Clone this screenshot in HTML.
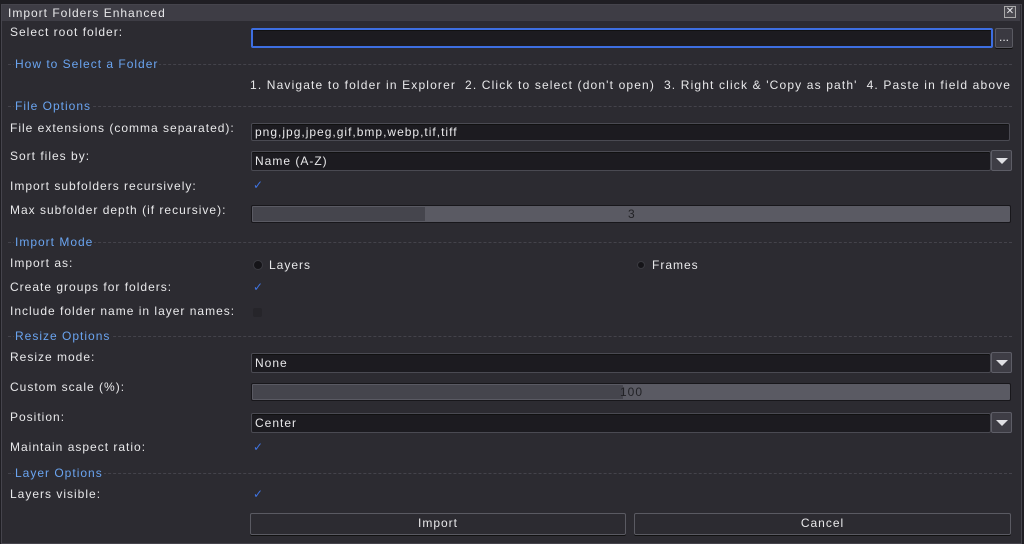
<!DOCTYPE html>
<html><head><meta charset="utf-8"><style>
*{margin:0;padding:0;box-sizing:border-box}
body{width:1024px;height:544px;background:#1f1e23;position:relative;overflow:hidden;font-family:"Liberation Sans",sans-serif;font-size:12px;color:#e8e8ea;letter-spacing:1px}
.a{position:absolute;white-space:nowrap}
#dlg{position:absolute;left:1px;top:4px;width:1021px;height:540px;background:#2c2b31;border:1px solid #45444c}
#title{position:absolute;left:2px;top:5px;width:1018px;height:16px;background:#3e3d45}
.lbl{position:absolute;left:10px;line-height:14px;white-space:nowrap}
.sec{position:absolute;left:8px;right:12px;height:1px;border-top:1px dashed #44434b}
.sec span{position:absolute;left:6px;top:-8px;background:#2c2b31;padding:0 1px;color:#6aa4f0;line-height:14px;white-space:nowrap}
.fld{position:absolute;background:#1c1b20;border:1px solid #4a4a52;border-radius:2px;box-shadow:inset 0 1px 0 #111}
.fld span{position:absolute;left:3px;top:1px;line-height:14px;white-space:nowrap}
.btn{position:absolute;background:#3a3941;border:1px solid #5a5a62;border-radius:2px;box-shadow:0 1px 0 #111;text-align:center;line-height:18px}
.arr{position:absolute;width:21px;height:21px;background:#3e3d45;border:1px solid #5d5d66;border-radius:2px}
.arr:after{content:"";position:absolute;left:4px;top:7px;border-left:6px solid transparent;border-right:6px solid transparent;border-top:6px solid #e0e0e4}
.sl{position:absolute;left:251px;width:760px;height:18px;background:#5a5a63;border:1px solid #18171b;border-radius:2px}
.sl i{position:absolute;left:1px;top:1px;bottom:1px;background:#45454d}
.sl span{position:absolute;top:1px;line-height:14px;color:#222226}
.ck{position:absolute;left:253px;width:9px;height:9px;color:#3f73e0;font-size:12px;line-height:9px}
.rd{position:absolute;width:10px;height:10px;border-radius:50%;background:#151418;border:1px solid #3a3a40}
</style></head><body>
<div id="dlg"></div>
<div id="title"></div>
<div class="a" style="left:8px;top:6px;line-height:14px">Import Folders Enhanced</div>
<div class="a" style="left:1004px;top:6px;width:12px;height:12px;background:#4a4950;border:1px solid #aaa;font-size:10px;line-height:10px;text-align:center;letter-spacing:0">✕</div>

<div class="lbl" style="top:25px">Select root folder:</div>
<div class="fld" style="left:251px;top:28px;width:742px;height:20px;border:2px solid #3d6ee0"></div>
<div class="btn" style="left:995px;top:28px;width:18px;height:20px;line-height:16px;letter-spacing:0">...</div>

<div class="sec" style="top:64px"><span>How to Select a Folder</span></div>
<div class="a" style="left:250px;top:78px;line-height:14px;letter-spacing:1.15px">1. Navigate to folder in Explorer&nbsp; 2. Click to select (don't open)&nbsp; 3. Right click &amp; 'Copy as path'&nbsp; 4. Paste in field above</div>

<div class="sec" style="top:106px"><span>File Options</span></div>
<div class="lbl" style="top:121px">File extensions (comma separated):</div>
<div class="fld" style="left:251px;top:123px;width:759px;height:18px"><span style="top:1px">png,jpg,jpeg,gif,bmp,webp,tif,tiff</span></div>
<div class="lbl" style="top:149px">Sort files by:</div>
<div class="fld" style="left:251px;top:151px;width:740px;height:20px"><span style="top:2px">Name (A-Z)</span></div>
<div class="arr" style="left:991px;top:150px"></div>
<div class="lbl" style="top:179px">Import subfolders recursively:</div>
<div class="ck" style="top:181px">✓</div>
<div class="lbl" style="top:203px">Max subfolder depth (if recursive):</div>
<div class="sl" style="top:205px"><i style="width:172px"></i><span style="left:376px">3</span></div>

<div class="sec" style="top:242px"><span>Import Mode</span></div>
<div class="lbl" style="top:256px">Import as:</div>
<div class="rd" style="left:253px;top:260px"></div>
<div class="a" style="left:269px;top:258px;line-height:14px">Layers</div>
<div class="rd" style="left:637px;top:261px;width:8px;height:8px"></div>
<div class="a" style="left:652px;top:258px;line-height:14px">Frames</div>
<div class="lbl" style="top:280px">Create groups for folders:</div>
<div class="ck" style="top:283px">✓</div>
<div class="lbl" style="top:304px">Include folder name in layer names:</div>
<div class="a" style="left:253px;top:308px;width:9px;height:9px;background:#26252a;border-radius:2px"></div>

<div class="sec" style="top:336px"><span>Resize Options</span></div>
<div class="lbl" style="top:350px">Resize mode:</div>
<div class="fld" style="left:251px;top:353px;width:740px;height:20px"><span style="top:2px">None</span></div>
<div class="arr" style="left:991px;top:352px"></div>
<div class="lbl" style="top:380px">Custom scale (%):</div>
<div class="sl" style="top:383px"><i style="width:370px"></i><span style="left:368px">100</span></div>
<div class="lbl" style="top:410px">Position:</div>
<div class="fld" style="left:251px;top:413px;width:740px;height:20px"><span style="top:2px">Center</span></div>
<div class="arr" style="left:991px;top:412px"></div>
<div class="lbl" style="top:440px">Maintain aspect ratio:</div>
<div class="ck" style="top:443px">✓</div>

<div class="sec" style="top:473px"><span>Layer Options</span></div>
<div class="lbl" style="top:487px">Layers visible:</div>
<div class="ck" style="top:490px">✓</div>

<div class="btn" style="left:250px;top:513px;width:376px;height:22px;background:#2c2b31">Import</div>
<div class="btn" style="left:634px;top:513px;width:377px;height:22px;background:#2c2b31">Cancel</div>
</body></html>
* * * *
Quote each line of the listing exactly, but leave the pictures out.

Clone this screenshot in HTML.
<!DOCTYPE html>
<html><head><meta charset="utf-8"><style>
*{margin:0;padding:0;box-sizing:border-box}
body{width:1024px;height:544px;background:#1f1e23;position:relative;overflow:hidden;font-family:"Liberation Sans",sans-serif;font-size:12px;color:#e8e8ea;letter-spacing:1px}
.a{position:absolute;white-space:nowrap}
#dlg{position:absolute;left:1px;top:4px;width:1021px;height:540px;background:#2c2b31;border:1px solid #45444c}
#title{position:absolute;left:2px;top:5px;width:1018px;height:16px;background:#3e3d45}
.lbl{position:absolute;left:10px;line-height:14px;white-space:nowrap}
.sec{position:absolute;left:8px;right:12px;height:1px;border-top:1px dashed #44434b}
.sec span{position:absolute;left:6px;top:-8px;background:#2c2b31;padding:0 1px;color:#6aa4f0;line-height:14px;white-space:nowrap}
.fld{position:absolute;background:#1c1b20;border:1px solid #4a4a52;border-radius:2px;box-shadow:inset 0 1px 0 #111}
.fld span{position:absolute;left:3px;top:1px;line-height:14px;white-space:nowrap}
.btn{position:absolute;background:#3a3941;border:1px solid #5a5a62;border-radius:2px;box-shadow:0 1px 0 #111;text-align:center;line-height:18px}
.arr{position:absolute;width:21px;height:21px;background:#3e3d45;border:1px solid #5d5d66;border-radius:2px}
.arr:after{content:"";position:absolute;left:4px;top:7px;border-left:6px solid transparent;border-right:6px solid transparent;border-top:6px solid #e0e0e4}
.sl{position:absolute;left:251px;width:760px;height:18px;background:#5a5a63;border:1px solid #18171b;border-radius:2px}
.sl i{position:absolute;left:1px;top:1px;bottom:1px;background:#45454d}
.sl span{position:absolute;top:1px;line-height:14px;color:#222226}
.ck{position:absolute;left:253px;width:9px;height:9px;color:#3f73e0;font-size:12px;line-height:9px}
.rd{position:absolute;width:10px;height:10px;border-radius:50%;background:#151418;border:1px solid #3a3a40}
</style></head><body>
<div id="dlg"></div>
<div id="title"></div>
<div class="a" style="left:8px;top:6px;line-height:14px">Import Folders Enhanced</div>
<div class="a" style="left:1004px;top:6px;width:12px;height:12px;background:#4a4950;border:1px solid #aaa;font-size:10px;line-height:10px;text-align:center;letter-spacing:0">✕</div>

<div class="lbl" style="top:25px">Select root folder:</div>
<div class="fld" style="left:251px;top:28px;width:742px;height:20px;border:2px solid #3d6ee0"></div>
<div class="btn" style="left:995px;top:28px;width:18px;height:20px;line-height:16px;letter-spacing:0">...</div>

<div class="sec" style="top:64px"><span>How to Select a Folder</span></div>
<div class="a" style="left:250px;top:78px;line-height:14px;letter-spacing:1.15px">1. Navigate to folder in Explorer&nbsp; 2. Click to select (don't open)&nbsp; 3. Right click &amp; 'Copy as path'&nbsp; 4. Paste in field above</div>

<div class="sec" style="top:106px"><span>File Options</span></div>
<div class="lbl" style="top:121px">File extensions (comma separated):</div>
<div class="fld" style="left:251px;top:123px;width:759px;height:18px"><span style="top:1px">png,jpg,jpeg,gif,bmp,webp,tif,tiff</span></div>
<div class="lbl" style="top:149px">Sort files by:</div>
<div class="fld" style="left:251px;top:151px;width:740px;height:20px"><span style="top:2px">Name (A-Z)</span></div>
<div class="arr" style="left:991px;top:150px"></div>
<div class="lbl" style="top:179px">Import subfolders recursively:</div>
<div class="ck" style="top:181px">✓</div>
<div class="lbl" style="top:203px">Max subfolder depth (if recursive):</div>
<div class="sl" style="top:205px"><i style="width:172px"></i><span style="left:376px">3</span></div>

<div class="sec" style="top:242px"><span>Import Mode</span></div>
<div class="lbl" style="top:256px">Import as:</div>
<div class="rd" style="left:253px;top:260px"></div>
<div class="a" style="left:269px;top:258px;line-height:14px">Layers</div>
<div class="rd" style="left:637px;top:261px;width:8px;height:8px"></div>
<div class="a" style="left:652px;top:258px;line-height:14px">Frames</div>
<div class="lbl" style="top:280px">Create groups for folders:</div>
<div class="ck" style="top:283px">✓</div>
<div class="lbl" style="top:304px">Include folder name in layer names:</div>
<div class="a" style="left:253px;top:308px;width:9px;height:9px;background:#26252a;border-radius:2px"></div>

<div class="sec" style="top:336px"><span>Resize Options</span></div>
<div class="lbl" style="top:350px">Resize mode:</div>
<div class="fld" style="left:251px;top:353px;width:740px;height:20px"><span style="top:2px">None</span></div>
<div class="arr" style="left:991px;top:352px"></div>
<div class="lbl" style="top:380px">Custom scale (%):</div>
<div class="sl" style="top:383px"><i style="width:370px"></i><span style="left:368px">100</span></div>
<div class="lbl" style="top:410px">Position:</div>
<div class="fld" style="left:251px;top:413px;width:740px;height:20px"><span style="top:2px">Center</span></div>
<div class="arr" style="left:991px;top:412px"></div>
<div class="lbl" style="top:440px">Maintain aspect ratio:</div>
<div class="ck" style="top:443px">✓</div>

<div class="sec" style="top:473px"><span>Layer Options</span></div>
<div class="lbl" style="top:487px">Layers visible:</div>
<div class="ck" style="top:490px">✓</div>

<div class="btn" style="left:250px;top:513px;width:376px;height:22px;background:#2c2b31">Import</div>
<div class="btn" style="left:634px;top:513px;width:377px;height:22px;background:#2c2b31">Cancel</div>
</body></html>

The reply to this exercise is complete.